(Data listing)
.....

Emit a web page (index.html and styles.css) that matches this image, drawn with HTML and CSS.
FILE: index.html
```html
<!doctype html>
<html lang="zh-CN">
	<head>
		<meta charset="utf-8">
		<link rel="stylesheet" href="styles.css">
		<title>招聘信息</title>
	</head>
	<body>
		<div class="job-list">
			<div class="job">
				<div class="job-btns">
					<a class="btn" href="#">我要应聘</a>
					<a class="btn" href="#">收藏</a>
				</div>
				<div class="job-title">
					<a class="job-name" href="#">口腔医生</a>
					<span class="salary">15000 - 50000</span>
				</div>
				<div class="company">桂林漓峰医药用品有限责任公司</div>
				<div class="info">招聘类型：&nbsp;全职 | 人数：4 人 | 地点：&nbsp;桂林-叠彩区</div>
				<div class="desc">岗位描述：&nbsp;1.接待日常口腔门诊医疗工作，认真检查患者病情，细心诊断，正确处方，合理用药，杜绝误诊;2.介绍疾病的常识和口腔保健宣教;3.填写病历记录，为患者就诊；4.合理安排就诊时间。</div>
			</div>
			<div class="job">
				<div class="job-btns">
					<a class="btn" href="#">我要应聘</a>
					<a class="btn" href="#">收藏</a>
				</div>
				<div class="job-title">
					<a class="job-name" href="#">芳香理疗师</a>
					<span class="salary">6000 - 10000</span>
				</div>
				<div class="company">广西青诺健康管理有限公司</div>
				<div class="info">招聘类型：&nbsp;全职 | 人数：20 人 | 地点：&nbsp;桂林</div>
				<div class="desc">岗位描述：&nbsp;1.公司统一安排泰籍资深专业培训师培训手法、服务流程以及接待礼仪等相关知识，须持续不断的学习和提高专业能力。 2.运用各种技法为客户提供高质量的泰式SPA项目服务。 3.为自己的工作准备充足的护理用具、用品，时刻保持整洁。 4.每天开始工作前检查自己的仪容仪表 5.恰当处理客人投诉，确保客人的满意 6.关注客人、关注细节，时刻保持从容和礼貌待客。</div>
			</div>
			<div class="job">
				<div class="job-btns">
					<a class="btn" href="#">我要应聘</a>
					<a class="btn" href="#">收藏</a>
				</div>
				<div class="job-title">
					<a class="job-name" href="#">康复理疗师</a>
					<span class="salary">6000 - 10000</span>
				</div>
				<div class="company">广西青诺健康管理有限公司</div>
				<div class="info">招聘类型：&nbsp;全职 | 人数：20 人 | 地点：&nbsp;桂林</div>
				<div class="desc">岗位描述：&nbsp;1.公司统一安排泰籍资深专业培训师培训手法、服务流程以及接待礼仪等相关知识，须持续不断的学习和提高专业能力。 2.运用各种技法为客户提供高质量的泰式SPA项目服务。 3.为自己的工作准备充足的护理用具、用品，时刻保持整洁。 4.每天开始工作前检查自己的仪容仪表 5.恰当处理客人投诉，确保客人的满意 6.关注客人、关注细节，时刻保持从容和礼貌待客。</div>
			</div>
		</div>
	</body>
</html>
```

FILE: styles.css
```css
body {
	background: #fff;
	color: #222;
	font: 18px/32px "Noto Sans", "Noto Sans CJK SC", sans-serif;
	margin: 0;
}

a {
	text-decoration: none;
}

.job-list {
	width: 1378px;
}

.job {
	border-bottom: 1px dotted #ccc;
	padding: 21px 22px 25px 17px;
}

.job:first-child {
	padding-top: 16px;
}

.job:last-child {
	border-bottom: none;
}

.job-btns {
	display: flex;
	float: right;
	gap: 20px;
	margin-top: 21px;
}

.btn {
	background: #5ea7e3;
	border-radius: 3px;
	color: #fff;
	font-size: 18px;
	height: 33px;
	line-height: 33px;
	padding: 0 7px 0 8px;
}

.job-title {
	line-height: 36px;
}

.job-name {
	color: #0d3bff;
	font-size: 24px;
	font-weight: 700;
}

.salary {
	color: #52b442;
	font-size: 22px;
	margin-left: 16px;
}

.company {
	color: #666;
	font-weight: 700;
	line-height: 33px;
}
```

.....

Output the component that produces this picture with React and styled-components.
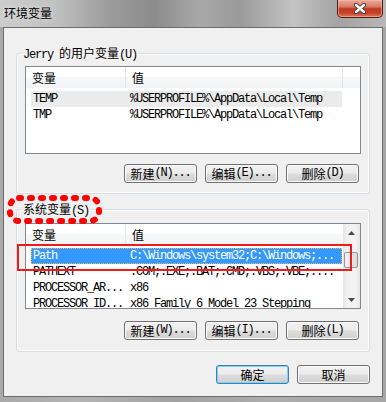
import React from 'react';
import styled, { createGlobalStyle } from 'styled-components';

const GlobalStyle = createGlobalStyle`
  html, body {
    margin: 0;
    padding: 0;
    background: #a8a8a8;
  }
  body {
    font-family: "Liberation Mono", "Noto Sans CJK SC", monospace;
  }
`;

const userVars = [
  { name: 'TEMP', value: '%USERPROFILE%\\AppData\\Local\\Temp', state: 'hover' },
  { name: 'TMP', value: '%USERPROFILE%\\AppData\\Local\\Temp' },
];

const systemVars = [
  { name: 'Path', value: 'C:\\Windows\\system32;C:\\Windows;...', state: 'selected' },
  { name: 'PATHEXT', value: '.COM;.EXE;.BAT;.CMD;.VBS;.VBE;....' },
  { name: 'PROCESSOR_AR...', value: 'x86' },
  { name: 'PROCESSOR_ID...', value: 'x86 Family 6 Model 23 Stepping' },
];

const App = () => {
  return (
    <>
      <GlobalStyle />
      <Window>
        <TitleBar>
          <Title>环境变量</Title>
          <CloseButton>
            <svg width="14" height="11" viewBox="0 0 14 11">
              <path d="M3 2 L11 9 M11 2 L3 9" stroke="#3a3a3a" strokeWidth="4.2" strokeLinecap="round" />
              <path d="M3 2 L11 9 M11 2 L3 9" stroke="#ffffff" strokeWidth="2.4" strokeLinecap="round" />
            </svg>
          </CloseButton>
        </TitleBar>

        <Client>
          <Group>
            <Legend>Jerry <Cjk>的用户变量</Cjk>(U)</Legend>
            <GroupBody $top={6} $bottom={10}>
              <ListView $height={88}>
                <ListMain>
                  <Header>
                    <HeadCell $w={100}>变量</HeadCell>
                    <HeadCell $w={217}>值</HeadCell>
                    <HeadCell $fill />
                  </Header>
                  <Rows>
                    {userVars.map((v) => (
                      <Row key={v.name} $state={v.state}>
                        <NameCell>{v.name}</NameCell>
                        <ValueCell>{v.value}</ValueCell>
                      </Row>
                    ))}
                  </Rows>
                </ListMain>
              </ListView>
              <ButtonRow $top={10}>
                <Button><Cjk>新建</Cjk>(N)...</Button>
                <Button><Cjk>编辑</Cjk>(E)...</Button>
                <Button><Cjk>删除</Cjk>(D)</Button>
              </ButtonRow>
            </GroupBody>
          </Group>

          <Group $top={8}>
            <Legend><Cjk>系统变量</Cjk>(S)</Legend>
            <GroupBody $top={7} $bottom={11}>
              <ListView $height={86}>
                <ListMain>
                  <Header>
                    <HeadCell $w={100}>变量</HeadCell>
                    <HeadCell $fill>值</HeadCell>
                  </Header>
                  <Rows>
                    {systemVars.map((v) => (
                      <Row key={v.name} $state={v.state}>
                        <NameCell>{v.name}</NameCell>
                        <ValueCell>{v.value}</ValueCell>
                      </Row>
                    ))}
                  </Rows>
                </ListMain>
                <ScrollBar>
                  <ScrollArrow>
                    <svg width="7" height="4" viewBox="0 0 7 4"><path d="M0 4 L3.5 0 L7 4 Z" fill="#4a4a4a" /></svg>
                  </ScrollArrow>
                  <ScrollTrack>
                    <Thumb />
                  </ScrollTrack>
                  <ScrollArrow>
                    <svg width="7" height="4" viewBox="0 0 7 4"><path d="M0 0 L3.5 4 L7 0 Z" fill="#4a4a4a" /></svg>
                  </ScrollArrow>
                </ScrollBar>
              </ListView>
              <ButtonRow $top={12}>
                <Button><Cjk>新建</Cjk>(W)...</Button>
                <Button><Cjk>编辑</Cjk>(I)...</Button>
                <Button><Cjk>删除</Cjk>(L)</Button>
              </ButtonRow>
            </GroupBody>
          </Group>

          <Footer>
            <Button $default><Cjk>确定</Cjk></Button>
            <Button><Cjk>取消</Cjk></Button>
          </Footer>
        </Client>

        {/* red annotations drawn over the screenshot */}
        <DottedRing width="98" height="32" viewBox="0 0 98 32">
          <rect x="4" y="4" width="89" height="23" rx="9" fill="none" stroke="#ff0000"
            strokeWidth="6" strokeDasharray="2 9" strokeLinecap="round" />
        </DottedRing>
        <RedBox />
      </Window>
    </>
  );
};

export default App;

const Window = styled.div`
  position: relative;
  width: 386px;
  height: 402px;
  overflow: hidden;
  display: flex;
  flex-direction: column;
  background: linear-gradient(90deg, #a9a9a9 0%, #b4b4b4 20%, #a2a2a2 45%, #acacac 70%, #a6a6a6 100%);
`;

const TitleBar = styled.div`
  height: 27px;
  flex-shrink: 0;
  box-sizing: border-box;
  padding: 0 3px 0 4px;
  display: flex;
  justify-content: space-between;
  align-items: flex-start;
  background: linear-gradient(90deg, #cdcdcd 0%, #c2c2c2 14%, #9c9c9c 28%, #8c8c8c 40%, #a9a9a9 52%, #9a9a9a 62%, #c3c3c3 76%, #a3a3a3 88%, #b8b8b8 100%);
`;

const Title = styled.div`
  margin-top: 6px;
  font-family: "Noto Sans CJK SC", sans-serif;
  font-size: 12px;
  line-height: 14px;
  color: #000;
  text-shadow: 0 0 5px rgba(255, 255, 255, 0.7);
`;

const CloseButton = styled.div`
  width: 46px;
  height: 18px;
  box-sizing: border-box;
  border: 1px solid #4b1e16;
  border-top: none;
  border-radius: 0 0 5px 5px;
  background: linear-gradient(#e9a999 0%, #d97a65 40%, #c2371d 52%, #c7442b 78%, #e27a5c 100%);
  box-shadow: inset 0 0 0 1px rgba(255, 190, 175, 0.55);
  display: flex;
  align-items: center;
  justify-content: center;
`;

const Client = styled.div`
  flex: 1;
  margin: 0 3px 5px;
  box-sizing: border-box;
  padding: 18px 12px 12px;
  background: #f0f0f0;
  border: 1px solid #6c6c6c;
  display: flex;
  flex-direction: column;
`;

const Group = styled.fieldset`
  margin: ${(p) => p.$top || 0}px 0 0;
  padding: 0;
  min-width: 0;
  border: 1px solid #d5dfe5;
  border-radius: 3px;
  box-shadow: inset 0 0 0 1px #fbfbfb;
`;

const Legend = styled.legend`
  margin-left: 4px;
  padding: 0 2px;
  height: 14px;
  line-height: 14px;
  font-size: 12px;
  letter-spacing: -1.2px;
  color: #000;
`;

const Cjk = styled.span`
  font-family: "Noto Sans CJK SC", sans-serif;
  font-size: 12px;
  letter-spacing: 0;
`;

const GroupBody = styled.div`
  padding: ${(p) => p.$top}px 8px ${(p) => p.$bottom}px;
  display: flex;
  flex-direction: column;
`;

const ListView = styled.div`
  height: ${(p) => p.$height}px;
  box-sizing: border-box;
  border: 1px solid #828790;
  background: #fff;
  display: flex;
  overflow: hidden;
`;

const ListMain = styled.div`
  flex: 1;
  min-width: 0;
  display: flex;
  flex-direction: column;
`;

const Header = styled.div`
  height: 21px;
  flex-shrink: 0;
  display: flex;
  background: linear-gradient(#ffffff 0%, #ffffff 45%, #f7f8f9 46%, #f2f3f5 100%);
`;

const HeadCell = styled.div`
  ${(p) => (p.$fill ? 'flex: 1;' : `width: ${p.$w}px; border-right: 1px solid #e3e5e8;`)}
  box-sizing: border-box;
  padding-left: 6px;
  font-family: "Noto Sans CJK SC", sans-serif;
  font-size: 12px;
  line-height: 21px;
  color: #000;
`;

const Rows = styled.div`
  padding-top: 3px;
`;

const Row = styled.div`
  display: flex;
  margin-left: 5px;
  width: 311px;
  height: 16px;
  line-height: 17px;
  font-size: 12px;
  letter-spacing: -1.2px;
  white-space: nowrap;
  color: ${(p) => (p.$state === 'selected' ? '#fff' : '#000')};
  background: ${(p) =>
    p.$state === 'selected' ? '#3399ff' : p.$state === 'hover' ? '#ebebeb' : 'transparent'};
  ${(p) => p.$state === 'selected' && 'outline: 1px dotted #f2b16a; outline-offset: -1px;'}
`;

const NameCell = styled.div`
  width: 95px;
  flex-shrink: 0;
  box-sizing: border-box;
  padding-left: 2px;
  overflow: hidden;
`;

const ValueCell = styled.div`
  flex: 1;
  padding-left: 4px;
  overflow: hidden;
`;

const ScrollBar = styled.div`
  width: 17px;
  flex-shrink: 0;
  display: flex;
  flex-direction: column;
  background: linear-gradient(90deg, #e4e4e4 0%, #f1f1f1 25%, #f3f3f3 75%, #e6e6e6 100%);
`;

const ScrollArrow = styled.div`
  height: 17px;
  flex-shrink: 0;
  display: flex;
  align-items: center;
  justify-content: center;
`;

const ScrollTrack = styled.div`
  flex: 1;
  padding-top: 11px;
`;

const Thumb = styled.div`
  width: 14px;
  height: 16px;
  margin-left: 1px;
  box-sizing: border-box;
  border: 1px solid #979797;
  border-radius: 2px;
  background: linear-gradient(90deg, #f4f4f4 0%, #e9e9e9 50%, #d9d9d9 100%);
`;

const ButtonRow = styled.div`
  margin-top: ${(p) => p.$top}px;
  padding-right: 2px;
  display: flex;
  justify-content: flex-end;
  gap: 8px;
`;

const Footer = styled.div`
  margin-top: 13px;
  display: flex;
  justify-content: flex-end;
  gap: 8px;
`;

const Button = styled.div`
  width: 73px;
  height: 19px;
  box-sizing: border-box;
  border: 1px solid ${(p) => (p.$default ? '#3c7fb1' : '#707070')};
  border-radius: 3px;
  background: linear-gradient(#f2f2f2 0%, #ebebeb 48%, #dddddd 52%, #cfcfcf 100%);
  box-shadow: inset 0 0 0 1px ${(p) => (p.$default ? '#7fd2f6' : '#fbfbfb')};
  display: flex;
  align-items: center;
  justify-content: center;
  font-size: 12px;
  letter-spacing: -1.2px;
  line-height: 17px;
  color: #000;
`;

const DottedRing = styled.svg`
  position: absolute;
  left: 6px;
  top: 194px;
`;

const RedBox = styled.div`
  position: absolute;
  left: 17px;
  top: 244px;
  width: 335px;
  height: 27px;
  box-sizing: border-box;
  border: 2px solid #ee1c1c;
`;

.....

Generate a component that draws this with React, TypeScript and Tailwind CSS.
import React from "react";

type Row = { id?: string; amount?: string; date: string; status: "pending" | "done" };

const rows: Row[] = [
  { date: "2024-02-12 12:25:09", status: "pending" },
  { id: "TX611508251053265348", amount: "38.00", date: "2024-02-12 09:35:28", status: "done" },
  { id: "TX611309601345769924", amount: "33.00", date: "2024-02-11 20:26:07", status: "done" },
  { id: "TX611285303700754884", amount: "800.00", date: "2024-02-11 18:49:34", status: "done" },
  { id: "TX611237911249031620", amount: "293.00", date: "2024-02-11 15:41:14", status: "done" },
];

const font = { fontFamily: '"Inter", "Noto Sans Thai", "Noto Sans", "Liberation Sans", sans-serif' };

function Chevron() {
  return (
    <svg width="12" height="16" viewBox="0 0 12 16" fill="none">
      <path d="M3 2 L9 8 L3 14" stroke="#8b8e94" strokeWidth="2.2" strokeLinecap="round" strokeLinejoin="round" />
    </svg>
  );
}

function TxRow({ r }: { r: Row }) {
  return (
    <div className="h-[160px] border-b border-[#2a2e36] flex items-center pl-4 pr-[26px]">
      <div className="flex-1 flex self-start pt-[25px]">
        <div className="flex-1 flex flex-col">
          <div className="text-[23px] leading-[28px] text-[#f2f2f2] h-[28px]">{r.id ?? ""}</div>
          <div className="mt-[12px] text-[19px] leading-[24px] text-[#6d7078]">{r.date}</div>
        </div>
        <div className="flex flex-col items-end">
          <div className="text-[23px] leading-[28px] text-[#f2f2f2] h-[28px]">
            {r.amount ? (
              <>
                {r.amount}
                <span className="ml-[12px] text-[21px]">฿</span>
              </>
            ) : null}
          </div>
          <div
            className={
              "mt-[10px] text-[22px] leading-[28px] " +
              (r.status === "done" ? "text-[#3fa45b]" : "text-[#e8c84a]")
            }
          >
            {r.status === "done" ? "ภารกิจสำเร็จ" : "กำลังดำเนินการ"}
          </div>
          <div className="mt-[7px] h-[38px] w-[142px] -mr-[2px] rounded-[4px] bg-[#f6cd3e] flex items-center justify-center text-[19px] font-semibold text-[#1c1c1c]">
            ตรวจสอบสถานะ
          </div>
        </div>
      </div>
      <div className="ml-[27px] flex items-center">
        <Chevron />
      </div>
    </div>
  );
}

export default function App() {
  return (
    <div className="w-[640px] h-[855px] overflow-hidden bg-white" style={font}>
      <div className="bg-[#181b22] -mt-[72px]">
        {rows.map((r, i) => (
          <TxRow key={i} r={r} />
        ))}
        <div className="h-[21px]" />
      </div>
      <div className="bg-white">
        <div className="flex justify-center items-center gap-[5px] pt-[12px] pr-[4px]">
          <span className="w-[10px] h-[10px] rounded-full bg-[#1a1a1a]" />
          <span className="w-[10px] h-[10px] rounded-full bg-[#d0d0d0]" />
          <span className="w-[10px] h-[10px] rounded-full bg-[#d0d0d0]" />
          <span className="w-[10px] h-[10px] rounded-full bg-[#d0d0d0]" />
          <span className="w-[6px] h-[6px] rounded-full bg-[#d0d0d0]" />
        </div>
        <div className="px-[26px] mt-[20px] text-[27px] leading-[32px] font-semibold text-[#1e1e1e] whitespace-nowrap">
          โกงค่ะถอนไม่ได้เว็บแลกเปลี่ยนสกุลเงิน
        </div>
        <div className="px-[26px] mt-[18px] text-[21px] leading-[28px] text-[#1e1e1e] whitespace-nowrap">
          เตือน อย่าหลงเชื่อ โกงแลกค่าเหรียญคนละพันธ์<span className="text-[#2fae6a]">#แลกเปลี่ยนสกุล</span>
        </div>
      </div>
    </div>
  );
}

.....

What you should do>
Go through the data above and find the lines with the word "React". Copy each of those lines.

Worked solution>
Output the component that produces this picture with React and styled-components.
import React from 'react';
Generate a component that draws this with React, TypeScript and Tailwind CSS.
import React from "react";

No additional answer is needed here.